Modeling turbulent heat fluxes over Arctic sea ice using a maximum- entropy-production approach

Recently, an algorithm of surface turbulent heat fluxes over snow/sea ice has been developed based on the theory of maximum entropy production (MEP), which is fundamentally different from the bulk flux algorithm (BF) that has been used in sea ice models for a few decades. In this study, we first assess how well the MEP algorithm captures the observed variations of turbulent heat fluxes over Arctic sea ice. It is found that the calculated heat fluxes by the MEP method are in good agreement with in situ observations after considering the absorption of incoming radiation in a snow/ice surface layer with infinitesimal depth. We then investigate the effects of two different schemes (MEP vs. BF) in the sea ice model of CICE6 on simulated turbulent heat fluxes and sea ice processes in the Arctic Basin.
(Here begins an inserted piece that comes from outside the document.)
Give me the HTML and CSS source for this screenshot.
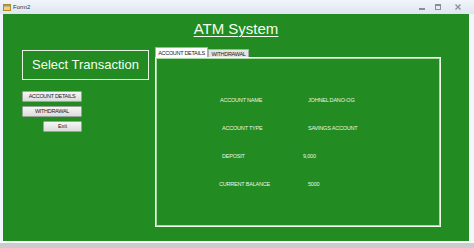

Our results show that the two different schemes give quite different representations of seasonal variations of heat fluxes, particularly for sensible heat fluxes in summer. The heat fluxes simulated by the MEP produce weak cooling effect on the ice surface in summer, whereas the BF generates a warming effect. As a result, compared to the BF, the MEP leads to a reduced seasonal cycle of Arctic sea ice mass flux by modulating snow-to-ice conversion, basal ice growth, surface ice melt and basal ice melt.